HIST 604: Contemporary Greater China


Instructor: Megan Greene

Day & Time:
Tuesdays & Thursdays
2:30PM-3:45PM


Fulfills:
KU Core Goal 4.2
Category I/II
The Heroines, 2012, oil on canvas, 96 x 160. Oakland Museum of California.

Contemporary Greater China

This course aims to help you understand the vastness, diversity, and cultural and political complexity of the territory that we will call Greater China, by which I mean the territories that constituted China in the late Qing era, around the turn of the twentieth century. It focuses particularly on Taiwan and peripheral or contested regions of the People's Republic of China such as Xinjiang, Tibet, and Hong Kong in the twentieth and twenty-first centuries, and examines tensions between nationalism and regionalism across and within these territories.
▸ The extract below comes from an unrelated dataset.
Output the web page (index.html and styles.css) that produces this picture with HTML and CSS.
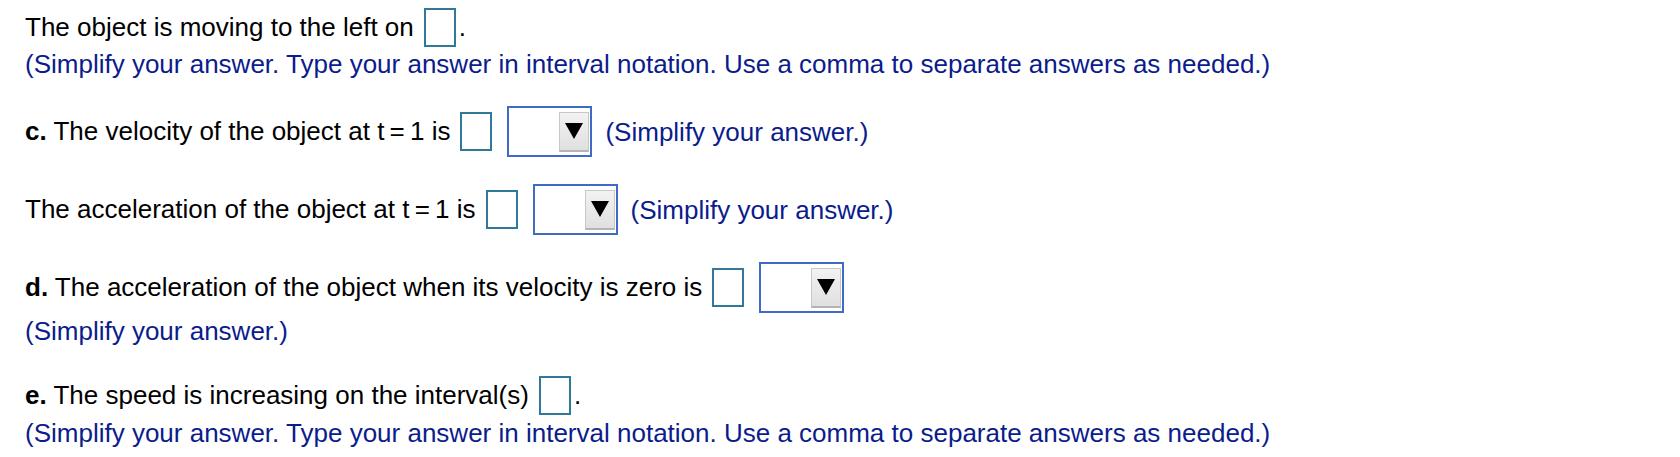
FILE: index.html
```html
<!DOCTYPE html>
<html lang="en">
<head>
    <meta charset="UTF-8">
    <meta name="viewport" content="width=device-width, initial-scale=1.0">
    <title>Motion Question</title>
    <link rel="stylesheet" href="styles.css">
</head>
<body>

    <div class="question">
        <div class="line first">
            The object is moving to the left on
            <input type="text" class="answer">
            <span class="dot">.</span>
        </div>
        <div class="hint gap-s">(Simplify your answer. Type your answer in interval notation. Use a comma to separate answers as needed.)</div>

        <div class="line part">
            <span><b>c.</b> The velocity of the object at t&#8201;=&#8201;1 is</span>
            <input type="text" class="answer">
            <span class="dropdown"><span class="dropdown-btn"></span></span>
            <span class="hint inline">(Simplify your answer.)</span>
        </div>

        <div class="line part">
            <span>The acceleration of the object at t&#8201;=&#8201;1 is</span>
            <input type="text" class="answer">
            <span class="dropdown"><span class="dropdown-btn"></span></span>
            <span class="hint inline">(Simplify your answer.)</span>
        </div>

        <div class="line part">
            <span><b>d.</b> The acceleration of the object when its velocity is zero is</span>
            <input type="text" class="answer">
            <span class="dropdown"><span class="dropdown-btn"></span></span>
        </div>
        <div class="hint gap-m">(Simplify your answer.)</div>

        <div class="line last">
            <span><b>e.</b> The speed is increasing on the interval(s)</span>
            <input type="text" class="answer">
            <span class="dot">.</span>
        </div>
        <div class="hint gap-m">(Simplify your answer. Type your answer in interval notation. Use a comma to separate answers as needed.)</div>
    </div>

</body>
</html>
```

FILE: styles.css
```css
* {
    margin: 0;
    padding: 0;
    box-sizing: border-box;
}

body {
    background: #fff;
    color: #000;
    font-family: "Liberation Sans", Arial, sans-serif;
    font-size: 26px;
}

.question {
    padding-left: 25px;
}

.line {
    display: flex;
    align-items: center;
    white-space: nowrap;
}

.line.first {
    height: 40px;
    margin-top: 7px;
}

.line.part {
    height: 51px;
    margin-top: 27px;
}

.line.part:first-of-type {
    margin-top: 28px;
}

.line.last {
    height: 40px;
    margin-top: 29px;
}

.hint {
    color: #0b1c8c;
    line-height: 30px;
}

.hint.inline {
    margin-left: 13px;
}

.gap-s {
    margin-top: 2px;
}

.gap-m {
    margin-top: 3px;
}

.answer {
    width: 32px;
    height: 39px;
    margin-left: 10px;
    border: 2px solid #2f7a9b;
    background: #fff;
    outline: none;
    font: inherit;
}

.dot {
    margin-left: 3px;
}

.dropdown {
    width: 85px;
    height: 51px;
    margin-left: 15px;
    border: 2px solid #3d6bc6;
    background: #fff;
    display: flex;
    justify-content: flex-end;
    align-items: center;
    padding-right: 1px;
}

.dropdown-btn {
    width: 30px;
    height: 40px;
    background: linear-gradient(#f2f2f2, #e0e0e0);
    border: 1px solid #c8c8c8;
    border-bottom: 2px solid #b4b4b4;
    display: flex;
    justify-content: center;
    align-items: center;
}

.dropdown-btn::after {
    content: "";
    border-left: 9px solid transparent;
    border-right: 9px solid transparent;
    border-top: 16px solid #000;
}
```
It considers questions of political, cultural, and social identity among various groups in Greater China, and looks at forces such as government, movements of people, ideology, and economics that shape those identities. 
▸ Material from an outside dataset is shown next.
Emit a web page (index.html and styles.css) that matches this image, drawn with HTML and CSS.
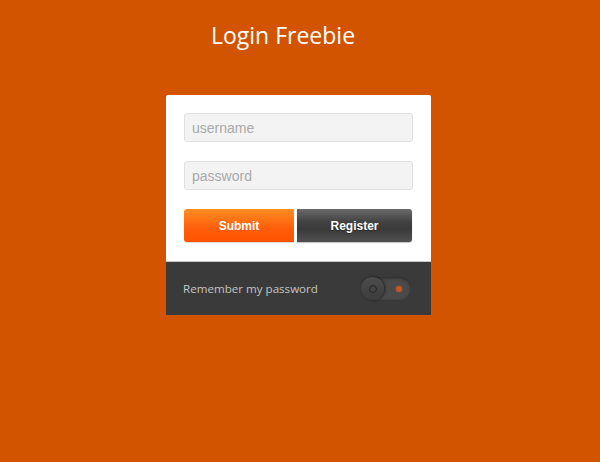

History 604 is designed to help you hone your critical thinking skills, learn to analyze texts, use evidence and develop an argument like a historian, and further develop your writing and research skills. To that end, class time will primarily be spent in discussion of texts we have read and assignments will include one short paper on course readings, an 8-10 page research paper on a topic of your choice, in consultation with me, and a poster presentation based on that research. As a Core Goal 4.2 course, History 604 is also designed to help you develop your intercultural competency skills. The course will help you build reflective skills as well as a foundation for understanding and responding flexibly to ethnic, political and cultural diversity within Greater China.